As early as 1952, an Air Force major general witnessed a demonstration in which Brown flew a pair of 18 inch disc airfoils suspended from opposite ends of a rotatable arm. When electrified with 50,000 volts, they circuited at a speed of 12 miles per hour. About a year later, he flew a set of 3 foot diameter saucers for some Air Force officials and representatives from a number of major aircraft companies.

When energized with 150,000 volts, the discs sped around the 50 foot diameter course so fast that the subject was immediately classified. "Interavia" magazine later reported that the discs would attain speeds of several hundred miles per hour when charged with several hundred thousand volts.
Thomas Valone: Electrogravitics For Advanced Propulsion.

Recently, two 1956 military documents, "Electrogravitics Systems" and "The Gravitics Situation," originally published by the Gravity Research Group of London (Special Weapons Study Unit), were declassified. Outlining T. Townsend Brown's antigravity discovery (see Atlantis Rising, Number 22, p.35; AIR International, Jan., 2000; Jane’s Defence Weekly, 10 June 1995, p.34), and the subsequent Project Winterhaven, they were a vital new chapter in aviation research. For example, the documents state, "Unlike the turbine engine, electro-gravitics is not just a new propulsion system, it is a new mode of thought in aviation and communications, and it is something that may become all-embracing."

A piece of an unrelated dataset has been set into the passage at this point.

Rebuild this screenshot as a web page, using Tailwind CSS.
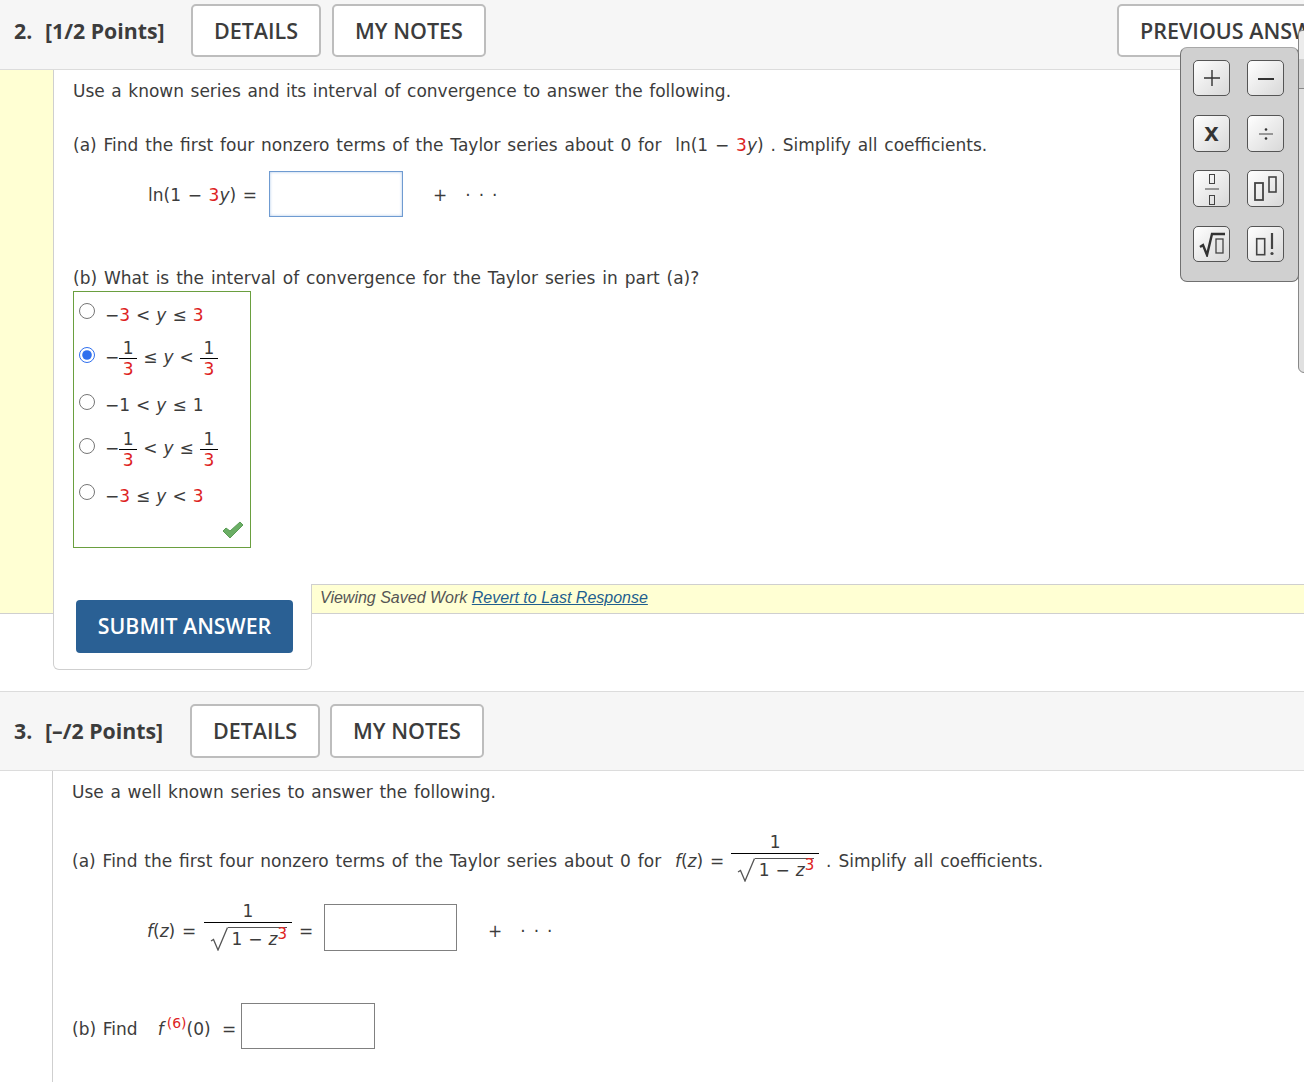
<!DOCTYPE html>
<html lang="en">
<head>
<meta charset="UTF-8">
<title>Taylor series</title>
<script src="https://cdn.jsdelivr.net/npm/@tailwindcss/browser@4"></script>
</head>
<body class="bg-white overflow-hidden">
<div class="relative w-[1304px] h-[1082px] overflow-hidden font-['DejaVu_Sans',sans-serif] text-[17px] [word-spacing:1.3px] text-[#3c3c3c]">

  <!-- Question 2 header -->
  <div class="h-[70px] bg-[#f6f6f6] border-b border-[#dcdcdc] flex items-center pl-[14px] pb-[8px] font-['Open_Sans',sans-serif] [word-spacing:0] whitespace-nowrap">
    <span class="font-bold text-[21.3px] w-[31px] shrink-0">2.</span>
    <span class="font-bold text-[21.3px] w-[146px] shrink-0">[1/2 Points]</span>
    <span class="h-[53px] w-[130px] shrink-0 pt-[2px] bg-white border-2 border-[#bdbdbd] rounded-[5px] flex items-center justify-center text-[21.5px] font-semibold">DETAILS</span>
    <span class="h-[53px] w-[154px] shrink-0 pt-[2px] ml-[11px] bg-white border-2 border-[#bdbdbd] rounded-[5px] flex items-center justify-center text-[21.5px] font-semibold">MY NOTES</span>
    <span class="h-[53px] w-[260px] shrink-0 pt-[2px] ml-[631px] bg-white border-2 border-[#bdbdbd] rounded-[5px] flex items-center pl-[21px] text-[21.5px] font-semibold">PREVIOUS ANSWERS</span>
  </div>

  <!-- Question 2 body -->
  <div class="flex">
    <div class="w-[54px] h-[544px] shrink-0 bg-[#ffffd3] border-r border-b border-[#cfcfcf]"></div>
    <div class="flex-1 min-w-0">
      <div class="pl-[19px] h-[514px]">
        <div class="h-[40px] pt-[3px] flex items-center [word-spacing:1.15px]">Use a known series and its interval of convergence to answer the following.</div>
        <div class="h-[40px] pt-[3px] mt-[14px] flex items-center whitespace-pre [word-spacing:1.45px]">(a) Find the first four nonzero terms of the Taylor series about 0 for  ln(1 − <span class="text-[#d22]">3</span><i>y</i>) . Simplify all coefficients.</div>
        <div class="h-[46px] mt-[7px] flex items-center pl-[75px] whitespace-pre">
          <span class="w-[121px] mt-[4px]">ln(1 − <span class="text-[#d22]">3</span><i>y</i>) =</span>
          <input type="text" class="w-[134px] h-[46px] border border-[#6f9bd1] shadow-[inset_0_0_3px_#a9c5e8] bg-white">
          <span class="ml-[30px] mt-[4px]">+</span>
          <span class="ml-[18px] mt-[4px] tracking-[8px]">···</span>
        </div>
        <div class="h-[28px] pt-[3px] mt-[46px] flex items-center [word-spacing:1.55px]">(b) What is the interval of convergence for the Taylor series in part (a)?</div>
        <div class="relative w-[178px] h-[257px] border border-[#6a9f3f] pl-[5px] pt-[2px] [word-spacing:0.6px]">
          <label class="h-[40px] flex items-center whitespace-pre">
            <input type="radio" name="iv" class="w-4 h-4 m-0 -mt-[6px] mr-[10px]">
            <span class="mt-[4px]">−<span class="text-[#d22]">3</span> &lt; <i>y</i> ≤ <span class="text-[#d22]">3</span></span>
          </label>
          <label class="h-[40px] mt-[2px] flex items-center whitespace-pre">
            <input type="radio" name="iv" checked class="w-4 h-4 m-0 -mt-[2px] mr-[10px] accent-[#2f6fee]">
            <span class="mt-[4px]">−</span>
            <span class="inline-flex flex-col items-center w-[18px] mt-[4px] leading-[20px]"><span>1</span><span class="w-full border-t border-black"></span><span class="text-[#d22]">3</span></span>
            <span class="mt-[4px]"> ≤ <i>y</i> &lt; </span>
            <span class="inline-flex flex-col items-center w-[18px] mt-[4px] leading-[20px]"><span>1</span><span class="w-full border-t border-black"></span><span class="text-[#d22]">3</span></span>
          </label>
          <label class="h-[40px] mt-[8px] flex items-center whitespace-pre">
            <input type="radio" name="iv" class="w-4 h-4 m-0 -mt-[4px] mr-[10px]">
            <span class="mt-[4px]">−1 &lt; <i>y</i> ≤ 1</span>
          </label>
          <label class="h-[40px] mt-[3px] flex items-center whitespace-pre">
            <input type="radio" name="iv" class="w-4 h-4 m-0 -mt-[2px] mr-[10px]">
            <span class="mt-[4px]">−</span>
            <span class="inline-flex flex-col items-center w-[18px] mt-[4px] leading-[20px]"><span>1</span><span class="w-full border-t border-black"></span><span class="text-[#d22]">3</span></span>
            <span class="mt-[4px]"> &lt; <i>y</i> ≤ </span>
            <span class="inline-flex flex-col items-center w-[18px] mt-[4px] leading-[20px]"><span>1</span><span class="w-full border-t border-black"></span><span class="text-[#d22]">3</span></span>
          </label>
          <label class="h-[40px] mt-[8px] flex items-center whitespace-pre">
            <input type="radio" name="iv" class="w-4 h-4 m-0 -mt-[6px] mr-[10px]">
            <span class="mt-[4px]">−<span class="text-[#d22]">3</span> ≤ <i>y</i> &lt; <span class="text-[#d22]">3</span></span>
          </label>
          <svg class="absolute left-[148px] top-[228px]" width="22" height="20" viewBox="0 0 22 20"><path d="M1 11 L4 8 L8 11 L18 2 L21 5 L8 18 Z" fill="#6bae65" stroke="#5a9c55" stroke-width="1"/></svg>
        </div>
      </div>
      <div class="flex items-start">
        <div class="w-[259px] h-[86px] shrink-0 -ml-px bg-white border-x border-b border-[#cfcfcf] rounded-b-[6px] pl-[22px] pt-[16px]">
          <span class="w-[217px] h-[53px] pb-[2px] bg-[#2a6094] rounded-[4px] flex items-center justify-center text-white font-['Open_Sans',sans-serif] font-semibold text-[21.3px] [word-spacing:0]">SUBMIT ANSWER</span>
        </div>
        <div class="flex-1 h-[30px] bg-[#ffffd3] border-y border-[#cfcfcf] flex items-center pl-[8px] pb-[2px] font-['Liberation_Sans',sans-serif] italic text-[16px] text-[#555] [word-spacing:0] whitespace-pre">Viewing Saved Work <a class="text-[#1f5f8f] underline">Revert to Last Response</a></div>
      </div>
    </div>
  </div>

  <!-- Question 3 header -->
  <div class="h-[80px] mt-[21px] bg-[#f6f6f6] border-y border-[#dcdcdc] flex items-center pl-[14px] font-['Open_Sans',sans-serif] [word-spacing:0] whitespace-nowrap">
    <span class="font-bold text-[21.3px] w-[31px] shrink-0">3.</span>
    <span class="font-bold text-[21.3px] w-[145px] shrink-0">[–/2 Points]</span>
    <span class="h-[54px] w-[130px] shrink-0 bg-white border-2 border-[#bdbdbd] rounded-[5px] flex items-center justify-center text-[21.5px] font-semibold">DETAILS</span>
    <span class="h-[54px] w-[154px] shrink-0 ml-[10px] bg-white border-2 border-[#bdbdbd] rounded-[5px] flex items-center justify-center text-[21.5px] font-semibold">MY NOTES</span>
  </div>

  <!-- Question 3 body -->
  <div class="ml-[52px] border-l border-[#cfcfcf] pl-[19px] h-[320px]">
    <div class="h-[40px] pt-[3px] flex items-center">Use a well known series to answer the following.</div>
    <div class="h-[51px] mt-[20px] flex items-center whitespace-pre [word-spacing:1.5px]">
      <span class="mt-[10px]">(a) Find the first four nonzero terms of the Taylor series about 0 for  <i>f</i>(<i>z</i>) = </span>
      <span class="inline-flex flex-col items-center w-[88px] [word-spacing:0.6px]">
        <span class="leading-[22px]">1</span>
        <span class="w-full border-t border-black"></span>
        <span class="flex items-start h-[28px] pt-[4px]">
          <svg width="18" height="24" viewBox="0 0 18 24"><path d="M1 14 L3.5 12.5 L8 23 L17.5 0.5" fill="none" stroke="#555" stroke-width="1.3"/></svg><span class="w-[59px] border-t border-[#555] leading-[23px] pl-[4px]">1 − <i>z</i><sup class="top-0 text-[#d22] text-[15px] align-[6px] leading-[0]">3</sup></span>
        </span>
      </span>
      <span class="mt-[10px]"> . Simplify all coefficients.</span>
    </div>
    <div class="h-[51px] mt-[18px] pl-[75px] flex items-center whitespace-pre">
      <span class="mt-[12px] w-[57px]"><i>f</i>(<i>z</i>) = </span>
      <span class="inline-flex flex-col items-center w-[88px] [word-spacing:0.6px]">
        <span class="leading-[22px]">1</span>
        <span class="w-full border-t border-black"></span>
        <span class="flex items-start h-[28px] pt-[4px]">
          <svg width="18" height="24" viewBox="0 0 18 24"><path d="M1 14 L3.5 12.5 L8 23 L17.5 0.5" fill="none" stroke="#555" stroke-width="1.3"/></svg><span class="w-[59px] border-t border-[#555] leading-[23px] pl-[4px]">1 − <i>z</i><sup class="top-0 text-[#d22] text-[15px] align-[6px] leading-[0]">3</sup></span>
        </span>
      </span>
      <span class="ml-[7px] w-[25px] mt-[12px]">=</span>
      <input type="text" class="w-[133px] h-[47px] mt-[4px] border border-[#808080] bg-white">
      <span class="ml-[31px] mt-[12px]">+</span>
      <span class="ml-[18px] tracking-[8px] mt-[12px]">···</span>
    </div>
    <div class="h-[46px] mt-[52px] flex items-center whitespace-pre">
      <span class="w-[150px] mt-[8px]">(b) Find   <i>f</i><sup class="top-0 ml-[3px] text-[#d22] text-[14px] align-[7px] leading-[0]">(6)</sup>(0)</span>
      <span class="w-[19px] mt-[8px]">=</span>
      <input type="text" class="w-[134px] h-[46px] border border-[#808080] bg-white">
    </div>
  </div>

  <!-- Symbol palette -->
  <div class="absolute left-[1298px] top-[30px] w-[10px] h-[30px] bg-[#ececec] border border-[#888] rounded-tl-[4px]"></div>
  <div class="absolute left-[1298px] top-[88px] w-[10px] h-[285px] bg-[#e0e0e0] border border-[#888] rounded-bl-[6px]"></div>
  <div class="absolute left-[1294px] top-[59px] w-[10px] h-[29px] bg-[#d0d0d0]"></div>
  <div class="absolute left-[1180px] top-[47px] w-[119px] h-[235px] bg-[#d0d0d0] border border-[#707070] border-t-[#a8a8a8] rounded-[7px] grid grid-cols-[37px_37px] gap-x-[17px] content-start pl-[12px] pt-[12px]">
    <span class="h-[36px] border border-[#555] rounded-[5px] bg-linear-to-br from-white to-[#d8d8d8] flex items-center justify-center">
      <svg width="18" height="18" viewBox="0 0 18 18"><path d="M9 1V17M1 9H17" stroke="#333" stroke-width="1.4"/></svg>
    </span>
    <span class="h-[36px] border border-[#555] rounded-[5px] bg-linear-to-br from-white to-[#d8d8d8] flex items-center justify-center">
      <svg width="18" height="18" viewBox="0 0 18 18"><path d="M1 10H17" stroke="#333" stroke-width="2"/></svg>
    </span>
    <span class="h-[37px] mt-[19px] pb-[3px] border border-[#555] rounded-[5px] bg-linear-to-br from-white to-[#d8d8d8] flex items-center justify-center font-['Liberation_Sans',sans-serif] font-bold text-[26px] leading-none text-[#333]">x</span>
    <span class="h-[37px] mt-[19px] border border-[#555] rounded-[5px] bg-linear-to-br from-white to-[#d8d8d8] flex items-center justify-center">
      <svg width="18" height="18" viewBox="0 0 18 18"><path d="M2 9H16" stroke="#444" stroke-width="1"/><circle cx="9" cy="4.5" r="1.3" fill="#333"/><circle cx="9" cy="13.5" r="1.3" fill="#333"/></svg>
    </span>
    <span class="h-[37px] mt-[18px] border border-[#555] rounded-[5px] bg-linear-to-br from-white to-[#d8d8d8] flex items-center justify-center">
      <svg width="16" height="34" viewBox="0 0 16 34"><rect x="5.5" y="2.5" width="5" height="9" fill="none" stroke="#444"/><path d="M1 17H15" stroke="#444"/><rect x="5.5" y="23.5" width="5" height="9" fill="none" stroke="#444"/></svg>
    </span>
    <span class="h-[37px] mt-[18px] border border-[#555] rounded-[5px] bg-linear-to-br from-white to-[#d8d8d8] flex items-center justify-center">
      <svg width="26" height="28" viewBox="0 0 26 28"><rect x="2" y="8" width="8" height="17" fill="none" stroke="#444" stroke-width="1.8"/><rect x="16" y="2" width="7" height="15" fill="none" stroke="#444" stroke-width="1.6"/></svg>
    </span>
    <span class="h-[36px] mt-[19px] border border-[#555] rounded-[5px] bg-linear-to-br from-white to-[#d8d8d8] flex items-center justify-center">
      <svg width="28" height="26" viewBox="0 0 28 26"><path d="M2 16L5 14L9 24L14 3H27" fill="none" stroke="#333" stroke-width="2.4"/><rect x="18" y="8" width="7" height="14" fill="none" stroke="#444" stroke-width="1.3"/></svg>
    </span>
    <span class="h-[36px] mt-[19px] border border-[#555] rounded-[5px] bg-linear-to-br from-white to-[#d8d8d8] flex items-center justify-center">
      <svg width="24" height="26" viewBox="0 0 24 26"><rect x="2.7" y="7.7" width="8" height="16" fill="none" stroke="#444" stroke-width="1.6"/><path d="M18 2V18" stroke="#444" stroke-width="2.2"/><circle cx="18" cy="22.5" r="1.6" fill="#444"/></svg>
    </span>
  </div>
</div>
</body>
</html>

To explain, "electrogravitics" is the science of using high voltage electricity to provide propulsive force to aircraft or spacecraft of certain geometries. Or as Jeane Manning explains, "The apparatus is pulled along by its self-generated gravity field, like a surfer riding a wave." Its discovery is often credited to Thomas Townsend Brown, a physicist who was encouraged by his professor, Dr. Paul Biefield, a former classmate of Albert Einstein. However, there are those who say that Professor Francis Nipher's experiments, electrically charging lead balls, published in the Electrical Experimenter, in 1918, predates Biefield/Brown.